Over time I have worked on rockfish, flatfish, skates, and sandlances. Snailfishes hold a special fascination for me. They are some of the most diverse fishes in Alaska, and among the most adaptable fishes in the world, ranging from the shallow intertidal to deep sea—the deepest of any known vertebrate. Understanding snailfish is important for understanding the evolution of fish and how they adapt to changing environments.
What is a day at work like?
For 25 years I spent one or two months each year at sea in Alaska and off the West Coast. Now I train staff biologists to identify fish and invertebrates (such as crabs) in the field. I identify specimens that are brought back to the lab, prepare guides, and write scientific papers. I work with our collaborators, especially at the University of Washington where our fish specimens are archived.
What do you do when you’re not working?
My wife is a serious home brewer. I like tasting some of the unique beers she creates. We like to travel too. Most recently we toured breweries in Belgium. It was wonderful.
What is the most challenging thing about your job?

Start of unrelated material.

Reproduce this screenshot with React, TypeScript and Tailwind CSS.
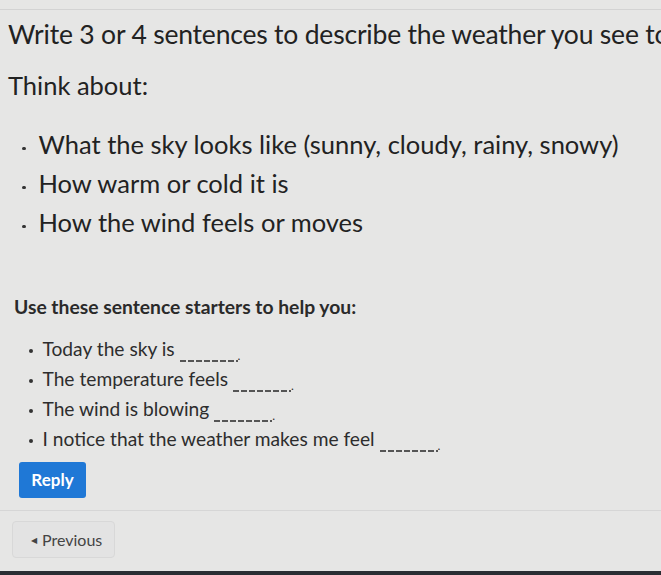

When I go out to sea, it is definitely fieldwork, some 16-hour days in difficult weather and sea conditions. Back in the office it is an academic challenge, blending techniques of traditional genetics and morphology with advanced molecular techniques to identify and better understand how species are related. The recent rapid development of the genetic field is challenging, but also illuminating. For snailfishes, for example, we’ve conducted standard morphological approaches, used molecular “barcoding” techniques for identification, and most recently applied genome-wide techniques to understand global evolutionary relationships.
What is the coolest thing about your job?
New Species! Discovery.
How many new fish species have you discovered?
I’ve named and formally described 24 new species. Of those, 20 were from Alaska. Most were snailfish, but also two eelpouts and a skate. We still have at least 12 more new snailfish species waiting to be described and named.